BBC To Review Muhummad Image 'Ban' After David Dimbleby Claims It Has Policy Against Showing Prophet

BBC Set To Lift Muhummad Image 'Ban' After It Breaks Own Guidelines

The BBC says it is reviewing its editorial guidelines after presenter David Dimbleby claimed the broadcaster has a policy not to depict the prophet - despite the BBC itself showing an image of Muhummad.

The 10pm BBC news programme on Thursday night showed a cover of satirical magazine Charlie Hebdo featuring the prophet Muhummad, as part of its coverage on the murder of 12 people at the magazine's offices and the manhunt for the suspects that followed.

Dimbleby said that Muhammad couldn't be shown on the BBC in any form

Yet in the BBC current affairs programme Question Time - aired directly afterwards on BBC One - presenter David Dimbleby said that it was the corporation's policy not to show images of Muhammad in any form.
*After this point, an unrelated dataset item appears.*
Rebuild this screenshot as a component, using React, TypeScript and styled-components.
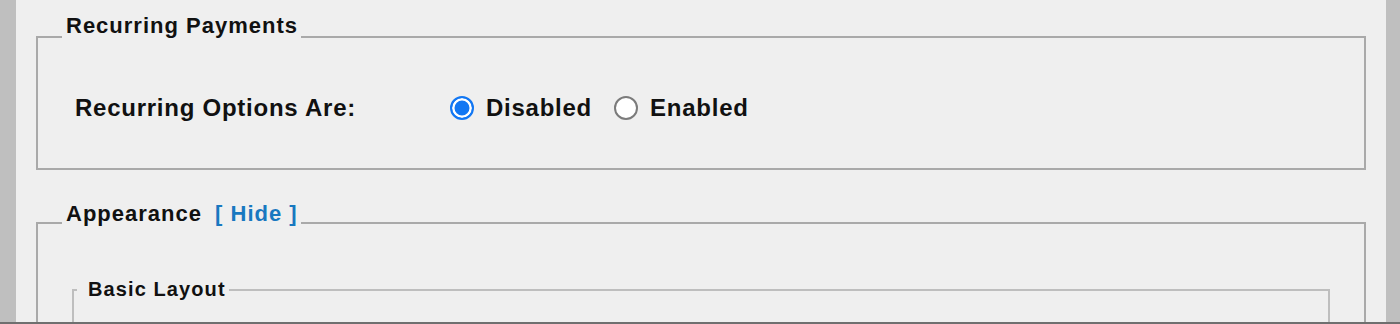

He quoted directly from BBC guidelines.

A tweet from the BBC Question Time account with a link to the guidelines appeared to confirm this:

The corporation now says it is reviewing these "outdated" guidelines which conflict with its belief that journalists and producers must be free to exercise their "own judgement" on what to show on television.

The BBC released a statement saying: “This guidance is old, out of date and does not reflect the BBC’s long-standing position that programme makers have freedom to exercise their editorial judgement with the Editorial Policy team available to provide advice around sensitive issues on a case by case basis.

"The guidance is currently being revised.”

A BBC spokesman added that the guidance "has not been the policy of the BBC for many years and our policy has not changed as a result of the discussion on Question Time".

Charlie Hebdo magazine was repeatedly targetted for using images of Muhammad in its satirical cartoons. Picturing the prophet is an act that many Muslims find offensive.

The magazine's offices - where the murders took place - were firebombed in 2011 after it published a 'Charia Hebdo' issue, in reference to Sharia law, for which it claimed Muhammad was the 'editor-in-chief'.